A few weeks ago I returned a broken Craftsman ratchet wrench that I got in the mid 70s. I wasn't sure Sears still offered their lifetime replacement. The kid at the register had a drawer full of replacements, and swapped it out for me without any question. I was pretty impressed.


----------



## Pete275 (Jan 24, 2012)

If you have a chance to come to Houston there is a Woodcraft and a Rockler. Thought I'd throw that out there in case you have reason to come. 

Wayne


----------



## crabcreekind (Jan 24, 2012)

Save yourself the hassle and get a 10mm colt drill bit. They will last forever and they will most definetly not break! They are as super sharp and drill like butter
http://www.woodcraft.com/Product/2080206/28253/Colt-Pen-Maker-Bit-Set-5pc.aspx
this is a set but, u should b able to find one at a wc store


----------



## Justturnin (Jan 24, 2012)

Scooley01 said:


> Do you think it's probably a general flaw in the manufacturing process, or just a defect in my bit? Should I ask PSI to replace the bit with the same item, or a different one?
> 
> I'm mostly frustrated because if I have to wait to ship the broken bit back, then wait for PSI to ship a new one, that puts me a week behind on this order.


 
I had a worm screw threads sheer off and PSI just asked for pics emailed to replace.  When you call let them know you are in a bind now and need the bit asap and it would be appreciated it they moved it along as fast as they can.


----------



## Smitty37 (Jan 25, 2012)

*look at the broken ends*

If you look at the broken ends, if there is a flaw you can usually see it as a partial void or lump of foreign material or something. 

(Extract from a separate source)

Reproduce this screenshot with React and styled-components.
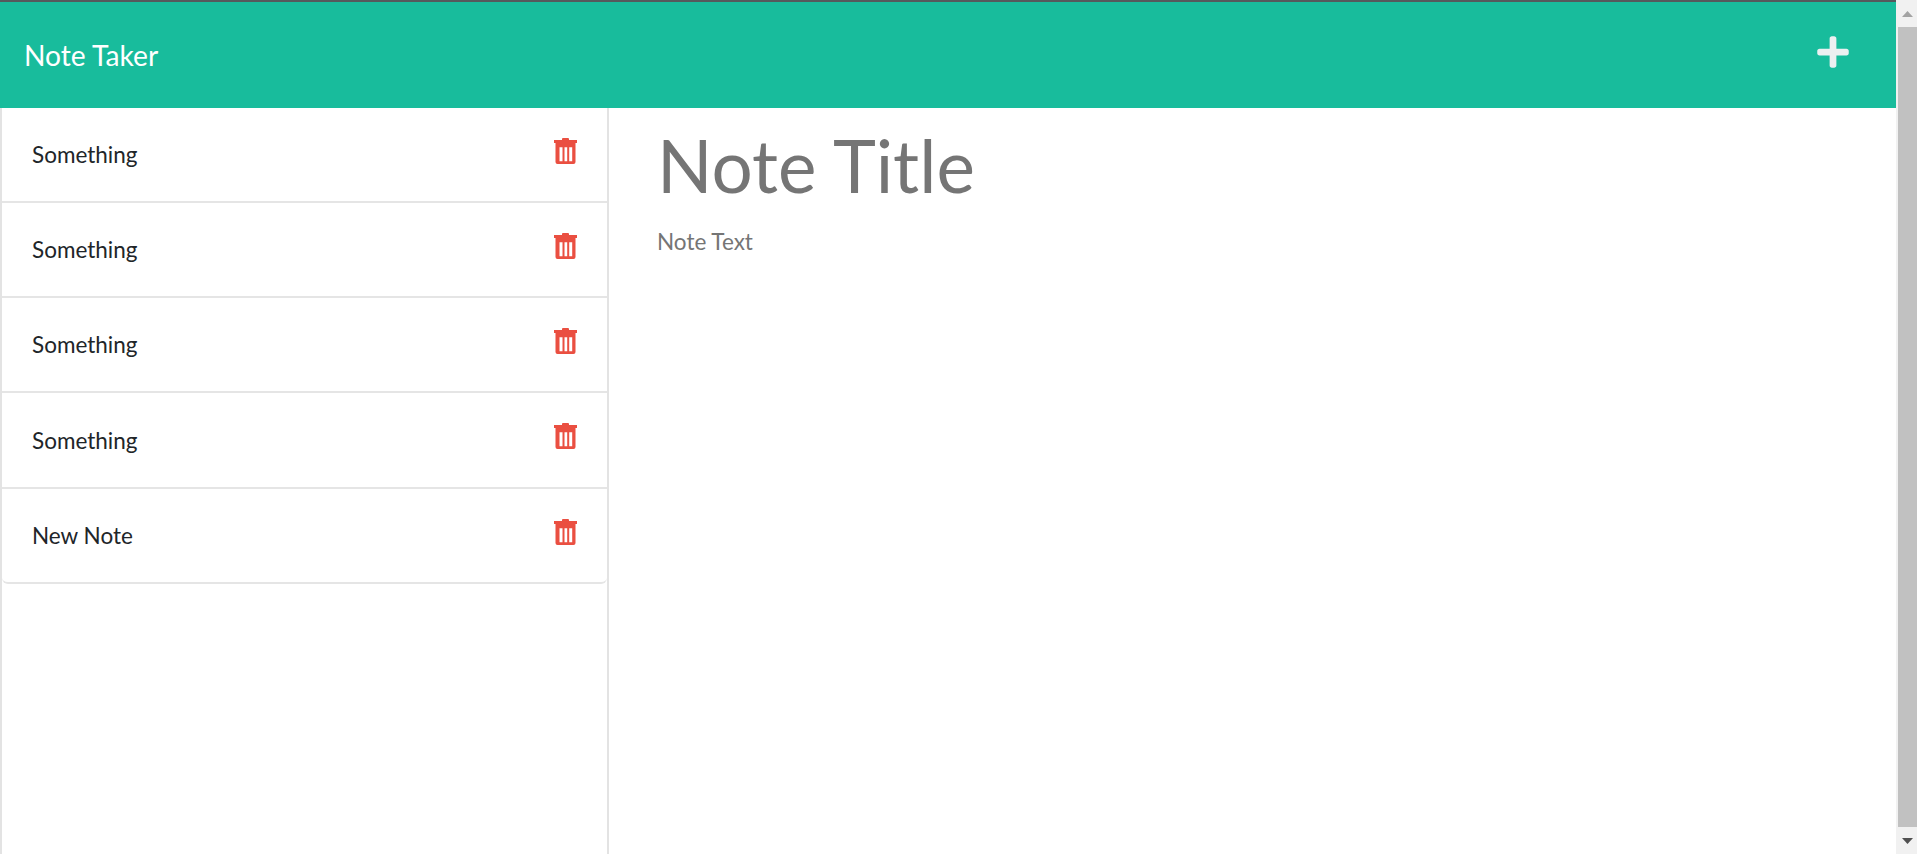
import React from "react";
import styled, { createGlobalStyle } from "styled-components";
import { FaPlus } from "react-icons/fa";

const GlobalStyle = createGlobalStyle`
    html, body {
        margin: 0;
        height: 100%;
        overflow: hidden;
        background-color: #fff;
    }
    body {
        font-family: "Lato", "Liberation Sans", sans-serif;
        font-size: 20px;
        color: #212529;
    }
`;

const Page = styled.div`
    display: flex;
    height: 854px;
    width: 1917px;
`;

const Main = styled.div`
    flex: 1;
    display: flex;
    flex-direction: column;
    min-width: 0;
`;

const Navbar = styled.nav`
    height: 106px;
    flex: none;
    box-sizing: content-box;
    border-top: 2px solid #55595c;
    background-color: #18bc9c;
    display: flex;
    align-items: center;
    justify-content: space-between;
    padding: 0 45px 0 24px;
`;

const Brand = styled.a`
    color: #fff;
    font-size: 28.2px;
    line-height: 32px;
`;

const AddIcon = styled(FaPlus)`
    color: #ecf0f1;
    font-size: 36px;
    display: block;
    margin-bottom: 6px;
`;

const Content = styled.div`
    flex: 1;
    display: flex;
    min-height: 0;
`;

const Sidebar = styled.div`
    width: 609px;
    flex: none;
    box-sizing: border-box;
    border-left: 2px solid #e3e3e3;
    border-right: 2px solid #e3e3e3;
`;

const NoteItem = styled.div`
    height: ${(props) => props.$height}px;
    box-sizing: border-box;
    display: flex;
    justify-content: space-between;
    align-items: center;
    padding: 0 30px 0 30px;
    border-bottom: 2px solid #e5e5e5;
    border-radius: ${(props) => (props.$last ? "0 0 6px 6px" : "0")};
`;

const NoteName = styled.span`
    font-size: 22.5px;
    line-height: 27px;
    color: #212529;
`;

const TrashSvg = styled.svg`
    width: 23px;
    height: 26px;
    display: block;
    margin-bottom: 8px;
    fill: #ea4f41;
`;

const Editor = styled.div`
    flex: 1;
    padding: 0 0 0 48px;
`;

const NoteTitle = styled.div`
    font-size: 72.8px;
    line-height: 86px;
    margin-top: 14px;
    color: #757575;
`;

const NoteText = styled.div`
    font-size: 22.5px;
    line-height: 27px;
    margin-top: 20px;
    color: #757575;
`;

const Scrollbar = styled.div`
    width: 21px;
    flex: none;
    display: flex;
    flex-direction: column;
    background-color: #f1f1f1;
`;

const ScrollButton = styled.div`
    height: 27px;
    flex: none;
    display: flex;
    align-items: center;
    justify-content: center;
    padding-left: 1px;
`;

const ScrollThumb = styled.div`
    flex: 1;
    margin-left: 2px;
    background-color: #c1c1c1;
`;

const Arrow = styled.svg`
    width: 11px;
    height: 6px;
    display: block;
    fill: ${(props) => props.$color};
`;

const notes = [
    { name: "Something", height: 95 },
    { name: "Something", height: 95 },
    { name: "Something", height: 95 },
    { name: "Something", height: 96 },
    { name: "New Note", height: 95, last: true },
];

// drawn by hand, the package trash icons have thinner walls than this one
function TrashIcon() {
    return (
        <TrashSvg viewBox="0 0 23 26">
            <path d="M9 0h5a1 1 0 0 1 1 1v1h8v3H0V2h8V1a1 1 0 0 1 1-1z" />
            <path
                fillRule="evenodd"
                d="M1.5 5h20v19a2 2 0 0 1-2 2h-16a2 2 0 0 1-2-2zM5.5 9.3v14h3v-14zM10.5 9.3v14h2.7v-14zM15.2 9.3v14h3v-14z"
            />
        </TrashSvg>
    );
}

function App() {
    return (
        <Page>
            <GlobalStyle />
            <Main>
                <Navbar>
                    <Brand>Note Taker</Brand>
                    <AddIcon />
                </Navbar>
                <Content>
                    <Sidebar>
                        {notes.map((note, i) => (
                            <NoteItem key={i} $height={note.height} $last={note.last}>
                                <NoteName>{note.name}</NoteName>
                                <TrashIcon />
                            </NoteItem>
                        ))}
                    </Sidebar>
                    <Editor>
                        <NoteTitle>Note Title</NoteTitle>
                        <NoteText>Note Text</NoteText>
                    </Editor>
                </Content>
            </Main>
            <Scrollbar>
                <ScrollButton>
                    <Arrow viewBox="0 0 11 6" $color="#a3a3a3">
                        <polygon points="5.5,0 11,6 0,6" />
                    </Arrow>
                </ScrollButton>
                <ScrollThumb />
                <ScrollButton>
                    <Arrow viewBox="0 0 11 6" $color="#505050">
                        <polygon points="0,0 11,0 5.5,6" />
                    </Arrow>
                </ScrollButton>
            </Scrollbar>
        </Page>
    );
}

export default App;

That being said if you get enough torque from your lathe, and the bit binds it can break, particularily if it is hot and it will break at it's weakest point, it simply twists off, like twisting any metal when you want to break it....My lathe doesn't develop enough torque to do that, it will just stop the lathe with that size bit binding.


----------



## hunter-27 (Jan 25, 2012)

Smitty37 said:


> If you look at the broken ends, if there is a flaw you can usually see it as a partial void or lump of foreign material or something.
> 
> That being said if you get enough torque from your lathe, and the bit binds it can break, particularily if it is hot and it will break at it's weakest point, it simply twists off, like twisting any metal when you want to break it....My lathe doesn't develop enough torque to do that, it will just stop the lathe with that size bit binding.


Agree.  A clear pic of the broken "ends" would surely give a good idea of this.


----------



## dogcatcher (Jan 25, 2012)

Scooley01 said:


> the drill chuck flew out of my lathe across the shop.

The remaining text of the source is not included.